MIDI controller keyboards are great because they let you control any synthesizer you plug them into. The only downside: you need a synthesizer to turn MIDI notes into actual sounds, slightly complicating some summer night campfire serenading. Not for [Geordie] though, who decided to build the nanoPi, a portable, MIDI instrument housing a Raspberry Pi.

Using a Korg nanoKEY2 USB MIDI controller as base for the device, [Geordie] took it apart and added a Raspberry Pi Zero W, a power bank to, well, power it, and a USB hub to connect a likewise added USB audio interface, as well as the controller itself. As the nanoKEY2 has a naturally slim shape, none of this would ever fit in it, so he designed and 3D printed a frame to extend its height. Rather than wiring everything up internally, he decided to route the power and data cable to the outside and connect them back to the device itself, allowing him to use both the power bank and the controller itself separately if needed.
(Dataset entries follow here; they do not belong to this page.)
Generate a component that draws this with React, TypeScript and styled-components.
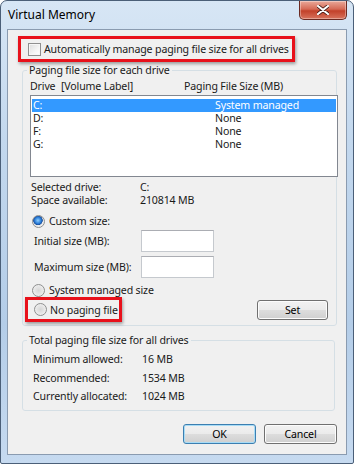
import React from "react";
import styled, { createGlobalStyle } from "styled-components";

const GlobalStyle = createGlobalStyle`
    html, body {
        margin: 0;
        padding: 0;
        background: #ffffff;
    }
    body {
        font-family: "Noto Sans", "Open Sans", sans-serif;
        font-size: 10.6px;
        letter-spacing: -0.15px;
        line-height: 12px;
        color: #1a1a1a;
        white-space: nowrap;
    }
`;

const Window = styled.div`
    width: 354px;
    height: 464px;
    box-sizing: border-box;
    border: 1px solid #4b5f78;
    border-radius: 7px 7px 2px 2px;
    background: linear-gradient(180deg, #d7e6f5 0%, #c3d8ee 30%, #b4cde8 70%, #c6daf0 100%);
    display: flex;
    flex-direction: column;
    overflow: hidden;
`;

const TitleBar = styled.div`
    height: 28px;
    display: flex;
    align-items: flex-start;
    justify-content: space-between;
    padding-left: 7px;
`;

const Title = styled.div`
    margin-top: 8px;
    font-size: 12px;
    letter-spacing: 0;
    color: #000;
`;

const CloseButton = styled.div`
    width: 46px;
    height: 18px;
    margin-right: 6px;
    border: 1px solid #6b2a22;
    border-top: none;
    border-radius: 0 0 5px 5px;
    background: linear-gradient(180deg, #e9a99a 0%, #d56a56 45%, #c2412a 55%, #d8735d 100%);
    display: flex;
    align-items: center;
    justify-content: center;
    box-shadow: inset 0 0 0 1px rgba(255, 255, 255, 0.35);
`;

const Client = styled.div`
    flex: 1;
    margin: 0 6px 8px 6px;
    border: 1px solid #8a9bb0;
    background: #f0f0f0;
    display: flex;
    flex-direction: column;
    padding: 6px 12px 0 9px;
`;

const Highlight = styled.div<{ $w: number; $h: number }>`
    width: ${(p) => p.$w}px;
    height: ${(p) => p.$h}px;
    box-sizing: border-box;
    flex: none;
    border: 3px solid #e8111b;
    box-shadow: 1px 2px 3px rgba(0, 0, 0, 0.35);
    display: flex;
    align-items: center;
    padding-left: 7px;
    gap: 3px;
`;

const CheckBox = styled.div`
    width: 11px;
    height: 11px;
    flex: none;
    border: 1px solid #8f8f8f;
    background: linear-gradient(135deg, #dcdcdc 0%, #f4f4f4 60%, #ffffff 100%);
    box-shadow: inset 0 0 0 1px #f6f6f6;
`;

const Group = styled.fieldset<{ $h: number }>`
    margin: 0 0 0 5px;
    width: 313px;
    height: ${(p) => p.$h}px;
    box-sizing: border-box;
    flex: none;
    border: 1px solid #d5dfe5;
    border-radius: 3px;
    padding: 0 0 0 7px;
    display: flex;
    flex-direction: column;
`;

const Legend = styled.legend`
    padding: 0 2px;
    margin-left: -3px;
    line-height: 13px;
`;

const HeaderRow = styled.div`
    display: flex;
    height: 18px;
    align-items: center;
`;

const HeaderCell = styled.span<{ $w?: number }>`
    width: ${(p) => (p.$w ? `${p.$w}px` : "auto")};
`;

const ListBox = styled.div`
    width: 308px;
    height: 82px;
    box-sizing: border-box;
    margin-right: -2px;
    align-self: flex-end;
    border: 1px solid #828790;
    background: #fff;
    padding: 3px 1px;
`;

const ListRow = styled.div<{ $selected?: boolean }>`
    display: flex;
    height: 13px;
    line-height: 13px;
    background: ${(p) => (p.$selected ? "#3399ff" : "transparent")};
    color: ${(p) => (p.$selected ? "#ffffff" : "#1a1a1a")};
    padding-left: 1px;
`;

const DriveCell = styled.span`
    width: 182px;
`;

const InfoRow = styled.div<{ $h?: number; $pad?: number }>`
    display: flex;
    align-items: center;
    height: ${(p) => p.$h ?? 13}px;
    padding-left: ${(p) => p.$pad ?? 1}px;
`;

const InfoLabel = styled.span<{ $w: number }>`
    width: ${(p) => p.$w}px;
`;

const RadioRow = styled.label`
    display: flex;
    align-items: center;
    gap: 4px;
    padding-left: 2px;
    height: 18px;
`;

const Radio = styled.span<{ $checked?: boolean }>`
    width: 11px;
    height: 11px;
    flex: none;
    border-radius: 50%;
    border: 1px solid #8e8f8f;
    background: ${(p) =>
        p.$checked
            ? "radial-gradient(circle at 45% 40%, #8fd0ff 0%, #2b7dd8 35%, #1a4f9c 50%, #e8e8e8 56%, #f8f8f8 100%)"
            : "radial-gradient(circle at 50% 50%, #d6d6d6 0%, #e6e6e6 50%, #f8f8f8 100%)"};
    box-sizing: content-box;
`;

const FieldRow = styled.div`
    display: flex;
    align-items: center;
    height: 22px;
    padding-left: 4px;
    margin-bottom: 4px;
`;

const TextBox = styled.div`
    width: 73px;
    height: 22px;
    box-sizing: border-box;
    border: 1px solid #c5c9ce;
    border-top-color: #abadb3;
    background: #fff;
`;

const BottomRow = styled.div`
    display: flex;
    align-items: center;
    justify-content: space-between;
    padding-right: 8px;
    margin-top: -2px;
`;

const Button = styled.div<{ $w: number; $default?: boolean }>`
    width: ${(p) => p.$w}px;
    height: 20px;
    box-sizing: border-box;
    border: 1px solid ${(p) => (p.$default ? "#3c7fb1" : "#707070")};
    border-radius: 3px;
    background: linear-gradient(180deg, #f2f2f2 0%, #ebebeb 48%, #dddddd 52%, #cfcfcf 100%);
    box-shadow: inset 0 0 0 1px ${(p) => (p.$default ? "#a8dcf6" : "#fcfcfc")};
    display: flex;
    align-items: center;
    justify-content: center;
    color: #000;
`;

const Footer = styled.div`
    display: flex;
    justify-content: flex-end;
    gap: 8px;
    margin-top: 13px;
    margin-right: -3px;
`;

const App = () => {
    return (
        <>
            <GlobalStyle />
            <Window>
                <TitleBar>
                    <Title>Virtual Memory</Title>
                    <CloseButton>
                        <svg width="12" height="10" viewBox="0 0 12 10">
                            <path
                                d="M1 1 L11 9 M11 1 L1 9"
                                stroke="#3a1510"
                                strokeWidth="3.6"
                                strokeLinecap="round"
                            />
                            <path
                                d="M1 1 L11 9 M11 1 L1 9"
                                stroke="#ffffff"
                                strokeWidth="2.2"
                                strokeLinecap="round"
                            />
                        </svg>
                    </CloseButton>
                </TitleBar>
                <Client>
                    <Highlight $w={277} $h={26} style={{ marginLeft: 1 }}>
                        <CheckBox />
                        <span>Automatically manage paging file size for all drives</span>
                    </Highlight>

                    <Group $h={262} style={{ marginTop: 2 }}>
                        <Legend>Paging file size for each drive</Legend>
                        <HeaderRow>
                            <HeaderCell $w={31}>Drive</HeaderCell>
                            <HeaderCell $w={123}>[Volume Label]</HeaderCell>
                            <HeaderCell>Paging File Size (MB)</HeaderCell>
                        </HeaderRow>
                        <ListBox>
                            <ListRow $selected>
                                <DriveCell>C:</DriveCell>
                                <span>System managed</span>
                            </ListRow>
                            <ListRow>
                                <DriveCell>D:</DriveCell>
                                <span>None</span>
                            </ListRow>
                            <ListRow>
                                <DriveCell>F:</DriveCell>
                                <span>None</span>
                            </ListRow>
                            <ListRow>
                                <DriveCell>G:</DriveCell>
                                <span>None</span>
                            </ListRow>
                        </ListBox>

                        <InfoRow style={{ marginTop: 3 }}>
                            <InfoLabel $w={109}>Selected drive:</InfoLabel>
                            <span>C:</span>
                        </InfoRow>
                        <InfoRow>
                            <InfoLabel $w={109}>Space available:</InfoLabel>
                            <span>210814 MB</span>
                        </InfoRow>

                        <RadioRow style={{ marginTop: 6 }}>
                            <Radio $checked />
                            <span>Custom size:</span>
                        </RadioRow>
                        <FieldRow>
                            <InfoLabel $w={107}>Initial size (MB):</InfoLabel>
                            <TextBox />
                        </FieldRow>
                        <FieldRow>
                            <InfoLabel $w={107}>Maximum size (MB):</InfoLabel>
                            <TextBox />
                        </FieldRow>

                        <RadioRow style={{ marginTop: -1 }}>
                            <Radio />
                            <span>System managed size</span>
                        </RadioRow>
                        <BottomRow>
                            <Highlight $w={97} $h={25} style={{ marginLeft: -5, paddingLeft: 6 }}>
                                <Radio />
                                <span>No paging file</span>
                            </Highlight>
                            <Button $w={71}>Set</Button>
                        </BottomRow>
                    </Group>

                    <Group $h={77} style={{ marginTop: 8 }}>
                        <Legend>Total paging file size for all drives</Legend>
                        <InfoRow $h={18} $pad={3} style={{ marginTop: 3 }}>
                            <InfoLabel $w={109}>Minimum allowed:</InfoLabel>
                            <span>16 MB</span>
                        </InfoRow>
                        <InfoRow $h={19} $pad={3}>
                            <InfoLabel $w={109}>Recommended:</InfoLabel>
                            <span>1534 MB</span>
                        </InfoRow>
                        <InfoRow $h={18} $pad={3}>
                            <InfoLabel $w={109}>Currently allocated:</InfoLabel>
                            <span>1024 MB</span>
                        </InfoRow>
                    </Group>

                    <Footer>
                        <Button $w={73} $default>
                            OK
                        </Button>
                        <Button $w={73}>Cancel</Button>
                    </Footer>
                </Client>
            </Window>
        </>
    );
};

export default App;
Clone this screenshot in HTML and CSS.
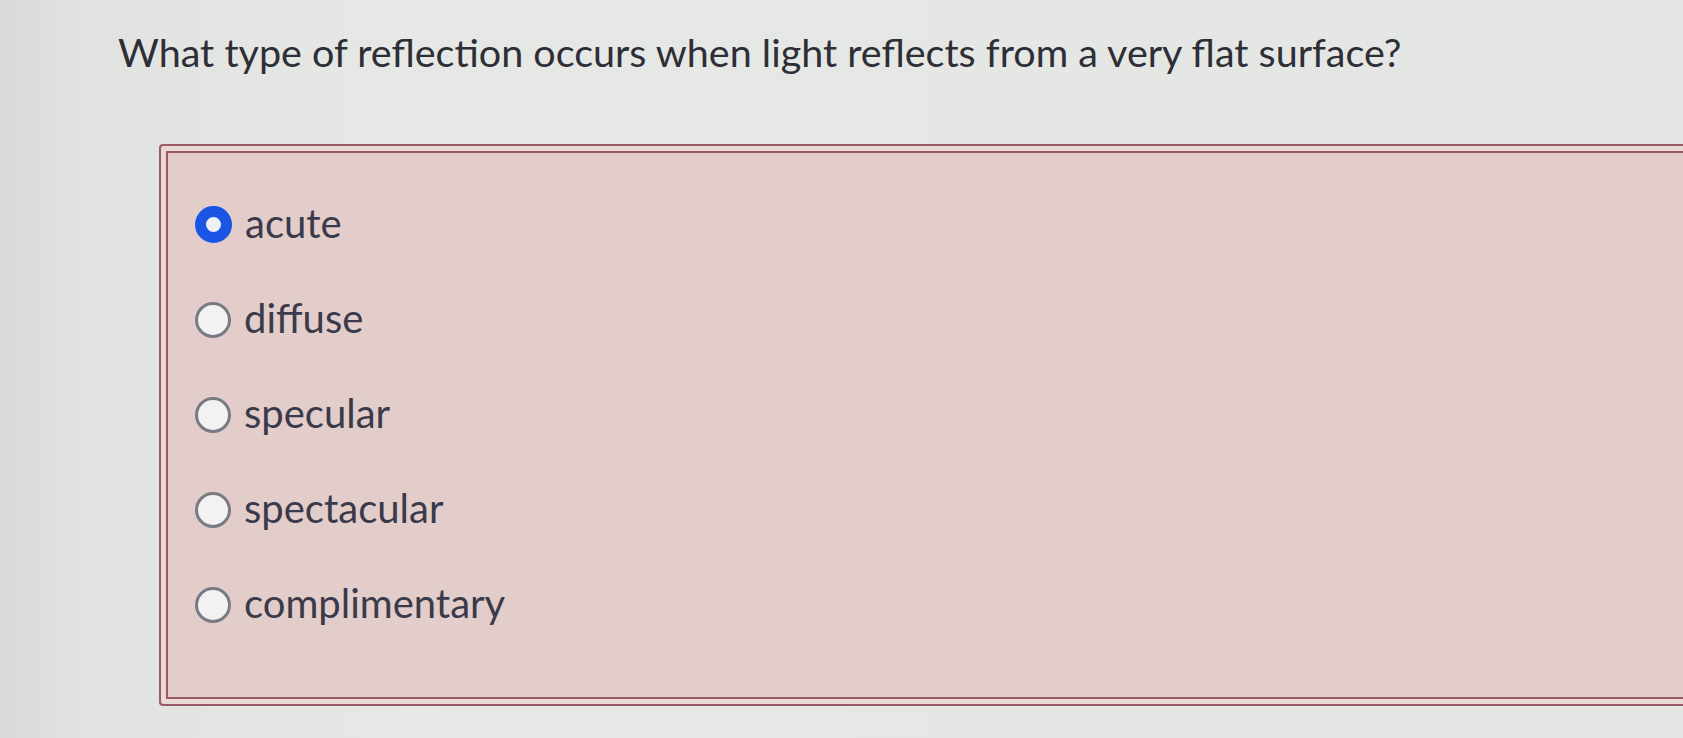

On the software side, the Pi is running your common open source software synthesizer, Fluidsynth. To control Fluidsynth itself — for example to change the instrument — [Geordie] actually uses the Termius SSH client on his phone, allowing him also to shut down the Pi that way. While Fluidsynth’s built-in MIDI router could alternatively remap the nanoKEY2’s additional buttons, it appears the functionality is limited to messages of the same type, so the buttons’ Control Change messages couldn’t be remapped to the required Program Change messages. Well, there’s always the option to fit some extra buttons if needed. Or maybe you could do something clever in software.

As you may have noticed, the nanoPi doesn’t include any speaker — and considering its size, that’s probably for the best. So while it’s not a fully standalone instrument, it’s a nice, compact device to use with your headphones anywhere you go. And thanks to its flexible wiring, you could also attach any other USB MIDI controller to it, such as this little woodwind one, or the one that plays every pop song ever.